On Wang’s first day as director of NMA’s multimedia lab, he had no employees, no hardware, and no office. The assignment: Reduce the animation production cycle from 2 weeks to 2 hours so that on-the-fly animations could be ripped from the headlines and published on the company’s websites before the news got stale. Accomplishing this, Wang realized, would require a completely new approach to computer animation, using a combination of tricks and shortcuts that no one had tried before. The process Wang came up with starts with motion-capture technology: Live actors re-create a scene, wearing sensors on their bodies that transmit their movements in a format that can be transferred to digital doubles.
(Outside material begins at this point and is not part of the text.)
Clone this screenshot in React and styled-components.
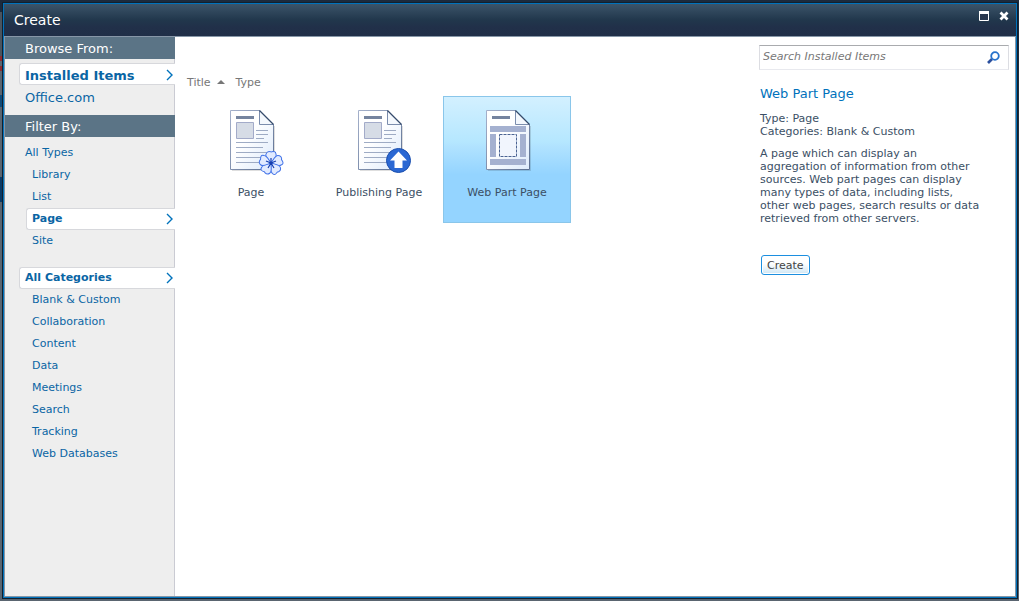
import styled, { createGlobalStyle, css } from 'styled-components';

const GlobalStyle = createGlobalStyle`
* { box-sizing: border-box; }
body {
  margin: 0;
  font-family: Verdana, 'DejaVu Sans', sans-serif;
  font-size: 11px;
  line-height: 13px;
  color: #3b4f65;
}
`;

// the dimmed page shows as a thin rim around the dialog
const Backdrop = styled.div`
display: flex;
flex-direction: column;
height: 100vh;
padding: 2px 1px 2px 2px;
background:
  linear-gradient(#1c2a3c 12px, #4a545e 12px 56px, #8c2c30 56px 61px, #5a6570 61px 66px, #8c2c30 66px 71px, #5a6570 71px 95px, #0f4a78 95px 107px, #5a6570 107px 177px, #0a3a66 177px 202px, #5a6570 202px) left / 2px 100% no-repeat,
  linear-gradient(#1c2a3c 36px, #2b3640 200px, #5a6570) right / 1px 100% no-repeat,
  linear-gradient(#1c2a3c, #1c2a3c) top / 100% 2px no-repeat,
  #5a6570;
`;

const Dialog = styled.div`
flex: 1;
display: flex;
flex-direction: column;
min-height: 0;
border: 1px solid #10202f;
`;

const Frame = styled.div`
flex: 1;
display: flex;
flex-direction: column;
min-height: 0;
border: 1px solid #0072bc;
`;

const TitleBar = styled.header`
display: flex;
align-items: center;
justify-content: space-between;
height: 33px;
padding: 0 6px 0 10px;
color: #fff;
background: linear-gradient(#3c5469, #21374c 50%, #213049 72%, #202f48);
border-bottom: 1px solid #8797a8;
`;

const TitleText = styled.h1`
margin: 0;
font-size: 14px;
font-weight: normal;
`;

const WindowButtons = styled.div`
display: flex;
gap: 8px;
padding-bottom: 8px;
`;

const IconButton = styled.button`
display: flex;
padding: 0;
border: none;
background: none;
cursor: pointer;
`;

const Body = styled.div`
flex: 1;
display: flex;
min-height: 0;
background: #fff;
border: 1px solid #8595a5;
border-top: none;
`;

const Sidebar = styled.nav`
flex: none;
width: 170px;
background: linear-gradient(#cacbd3, #cacbd3) right / 1px 100% no-repeat #eee;
`;

const NavHeader = styled.h2`
margin: 0;
padding: 2px 0 0 20px;
font-size: 13px;
font-weight: normal;
line-height: 20px;
color: #fff;
background: #5b7486;
`;

const NavList = styled.ul`
margin: 0;
padding: ${p => p.$top}px 0 ${p => p.$bottom}px;
list-style: none;
`;

const NavLink = styled.a`
display: flex;
align-items: center;
justify-content: space-between;
height: 22px;
margin-left: ${p => p.$sub ? 21 : 14}px;
padding: ${p => p.$large ? 2 : 0}px 2px ${p => p.$large ? 0 : 2}px 5px;
border: 1px solid transparent;
border-right: none;
font-size: ${p => p.$large ? 13 : 11}px;
color: #0a65a4;
text-decoration: none;
${p => p.$selected && css`
  font-weight: bold;
  background: #fff;
  border-color: #d7d8dc;
  border-radius: 3px 0 0 3px;
`}
`;

const Gallery = styled.main`
flex: 1;
padding: 39px 12px;
`;

const SortBar = styled.div`
display: flex;
align-items: center;
gap: 11px;
`;

const SortButton = styled.button`
display: flex;
align-items: center;
gap: 6px;
padding: 0;
border: none;
background: none;
font: inherit;
color: #777;
cursor: pointer;
`;

const Tiles = styled.div`
display: flex;
flex-wrap: wrap;
padding-top: 7px;
`;

const Tile = styled.button`
display: flex;
flex-direction: column;
align-items: center;
gap: 11px;
width: 128px;
height: 127px;
padding: 12px 0 0;
border: 1px solid transparent;
background: none;
font: inherit;
color: #3b4f65;
cursor: pointer;
${p => p.$selected && css`
  border-color: #8ac6ea;
  background: linear-gradient(#d3f0ff, #b5e7ff 36%, #b0e2ff 40%, #94d4ff 62%, #94d4ff);
`}
`;

const Details = styled.aside`
flex: none;
width: 256px;
padding: 8px 6px 0 0;
`;

const SearchBox = styled.form`
display: flex;
align-items: center;
height: 25px;
padding-right: 8px;
border: 1px solid #dcdde2;
border-top-color: #a9abae;
border-bottom-color: #e8e9ee;
`;

const SearchInput = styled.input`
flex: 1;
min-width: 0;
padding: 0 3px 2px;
border: none;
outline: none;
background: none;
font: italic 11px Verdana, 'DejaVu Sans', sans-serif;
&::placeholder { color: #777; opacity: 1; }
`;

const Info = styled.div`
padding: 16px 24px 0 1px;
`;

const InfoTitle = styled.h2`
margin: 0;
font-size: 13px;
font-weight: normal;
line-height: 16px;
color: #0072bc;
`;

const InfoText = styled.p`
margin: ${p => p.$gap}px 0 0;
`;

const CreateButton = styled.button`
height: 20px;
margin: 30px 1px 0;
padding: 0 5px;
border: 1px solid #1c8fe0;
border-radius: 3px;
background: linear-gradient(#fff 40%, #cfe6f4);
box-shadow: inset 0 0 0 1px #fff;
font: inherit;
color: #444;
cursor: pointer;
`;

function Chevron({ large }) {
  return <svg width="8" height={large ? 12 : 14} viewBox={large ? '0 0 8 12' : '0 -2 8 14'} fill="none" stroke="#0072bc" strokeWidth="1.4">
    <path d="M2 1l5 5-5 5" />
  </svg>
}

function Sheet({ id, children, plain }) {
  return <svg width="62" height="66" viewBox="-2 0 62 66" fill="none" overflow="visible">
    <defs>
      <linearGradient id={id} x1="0" y1="0" x2="1" y2="1">
        <stop offset=".4" stopColor="#fff" />
        <stop offset="1" stopColor="#ddeafb" />
      </linearGradient>
      <linearGradient id={id + 'edge'} x1="0" y1="0" x2="1" y2="1">
        <stop offset="0" stopColor="#a5b1cb" />
        <stop offset="1" stopColor="#5b6f91" />
      </linearGradient>
    </defs>
    <path d="M10 61.500h42.500V17" stroke="#000" strokeOpacity=".13" />
    <path d="M8.500 1.500h29l14 14v45h-43z" fill={`url(#${id})`} stroke={`url(#${id}edge)`} />
    <path d="M37.500 1.500v14h14z" fill="#f4f8fd" stroke="#7b8dad" />
    <path d="M37.500 1.500l14 14" stroke="#354b6b" strokeWidth="1.200" />
    <path d="M14 8.500h18" stroke="#75849f" strokeWidth="3" />
    {!plain && <>
      <path d="M14.500 13.500h17v16h-17z" fill="#d6dce6" stroke="#a3abc9" />
      <path d="M34 21.500h12M34 25.500h12M34 29.500h8M14 33.500h32M14 38.500h27M14 43.500h32M14 48.500h27M14 53.500h25" stroke="#9eabc4" />
    </>}
    {children}
  </svg>
}

function PageIcon() {
  return <Sheet id="page">
    <g transform="translate(49 54)" fill="#e2ebff" stroke="#4273e8">
      {[0, 72, 144, 216, 288].map(a => <path key={a} transform={`rotate(${a})`} d="M0 0C-2-3-6-6-5-9Q-4-12-1-11.500L0-11L2-11.500Q5-12 5-9C6-6 2-3 0 0z" />)}
    </g>
    <path d="M49 54v-5M49 54l5-2M49 54l3 5M49 54l-3 5M49 54l-5-2" stroke="#173fae" strokeWidth="1.200" />
    <circle cx="49" cy="54" r="1.500" fill="#173fae" />
  </Sheet>
}

function PublishingIcon() {
  return <Sheet id="publishing">
    <circle cx="48.500" cy="51.500" r="12" fill="#2b68d3" stroke="#1b4fae" />
    <path d="M48.500 42.500l8.500 9h-4.500v7.500h-8v-7.500h-4.500z" fill="#fff" />
  </Sheet>
}

function WebPartIcon() {
  return <Sheet id="webpart" plain>
    <path d="M12 17h36v6H12zM12 50h36v6H12zM12 25h6v23h-6zM42 25h6v23h-6z" fill="#a5b1d0" />
    <path d="M21.500 25.500h17v22h-17z" fill="#f1f5fd" stroke="#4a6392" strokeDasharray="3 1" />
  </Sheet>
}

function MaximizeIcon() {
  return <svg width="12" height="12" viewBox="0 0 12 12">
    <path d="M1.500 1.500h9v9h-9z" fill="#29384f" stroke="#fff" />
    <path d="M1 2.500h10" stroke="#fff" strokeWidth="3" />
  </svg>
}

function CloseIcon() {
  return <svg width="12" height="12" viewBox="0 0 12 12">
    <path d="M2.500 2.500l7 7M9.500 2.500l-7 7" stroke="#fff" strokeWidth="2.800" />
  </svg>
}

function SearchIcon() {
  return <svg width="13" height="13" viewBox="0 0 13 13" fill="none">
    <path d="M1 12l4-4" stroke="#2b4f9e" strokeWidth="2.600" />
    <circle cx="8" cy="5" r="3.800" stroke="#2672cb" strokeWidth="1.800" />
  </svg>
}

const sources = [
  { name: 'Installed Items', selected: true, large: true },
  { name: 'Office.com', large: true },
];

const types = [
  { name: 'All Types' },
  { name: 'Library', sub: true },
  { name: 'List', sub: true },
  { name: 'Page', sub: true, selected: true },
  { name: 'Site', sub: true },
];

const categories = [
  { name: 'All Categories', selected: true },
  ...['Blank & Custom', 'Collaboration', 'Content', 'Data', 'Meetings', 'Search', 'Tracking', 'Web Databases']
    .map(name => ({ name, sub: true })),
];

const templates = [
  { name: 'Page', Icon: PageIcon },
  { name: 'Publishing Page', Icon: PublishingIcon },
  { name: 'Web Part Page', Icon: WebPartIcon, selected: true },
];

function Nav({ items, top = 0, bottom = 0 }) {
  return <NavList $top={top} $bottom={bottom}>
    {items.map(o => <li key={o.name}>
      <NavLink href="#" $sub={o.sub} $large={o.large} $selected={o.selected}>
        {o.name}
        {o.selected && <Chevron large={o.large} />}
      </NavLink>
    </li>)}
  </NavList>
}

export default function App() {
  return <Backdrop>
    <GlobalStyle />
    <Dialog role="dialog" aria-labelledby="dialog-title">
      <Frame>
        <TitleBar>
          <TitleText id="dialog-title">Create</TitleText>
          <WindowButtons>
            <IconButton aria-label="Maximize"><MaximizeIcon /></IconButton>
            <IconButton aria-label="Close"><CloseIcon /></IconButton>
          </WindowButtons>
        </TitleBar>
        <Body>
          <Sidebar>
            <NavHeader>Browse From:</NavHeader>
            <Nav items={sources} top={4} bottom={8} />
            <NavHeader>Filter By:</NavHeader>
            <Nav items={types} top={5} bottom={15} />
            <Nav items={categories} />
          </Sidebar>
          <Gallery>
            <SortBar>
              <SortButton>
                Title
                <svg width="8" height="6" viewBox="0 0 8 6"><path d="M0 4l4-4 4 4z" fill="#777" /></svg>
              </SortButton>
              <SortButton>Type</SortButton>
            </SortBar>
            <Tiles>
              {templates.map(({ name, Icon, selected }) => <Tile key={name} $selected={selected}>
                <Icon />
                {name}
              </Tile>)}
            </Tiles>
          </Gallery>
          <Details>
            <SearchBox>
              <SearchInput aria-label="Search Installed Items" placeholder="Search Installed Items" />
              <IconButton aria-label="Search"><SearchIcon /></IconButton>
            </SearchBox>
            <Info>
              <InfoTitle>Web Part Page</InfoTitle>
              <InfoText $gap={10}>
                Type: Page<br />
                Categories: Blank &amp; Custom
              </InfoText>
              <InfoText $gap={9}>
                A page which can display an aggregation of information from other sources. Web part pages
                can display many types of data, including lists, other web pages, search results or data
                retrieved from other servers.
              </InfoText>
              <CreateButton>Create</CreateButton>
            </Info>
          </Details>
        </Body>
      </Frame>
    </Dialog>
  </Backdrop>
}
Meanwhile, animators use a proprietary software program to turn a 2-D photo of, say, Tiger Woods into a 3-D digital face, which they then slap onto the digital character. The animators fill in the scene largely from what Wang calls a "graphic assets database," essentially a trove of digital images—cars, buildings, beaches, furniture, and so on. "We have 50 different kinds of cups: mugs, paper cups, teacups, and saucers," Wang explains. Finally, a real-time rendering engine ensures that the whole process, from storyboarding to visual editing, takes only 2 hours.

Compare that to Pixar, where rendering a single frame---and there are 24 frames per second---takes seven hours. At that point, the animators at NMA are already halfway into their fourth video of the day. That's an internet meme factory for you.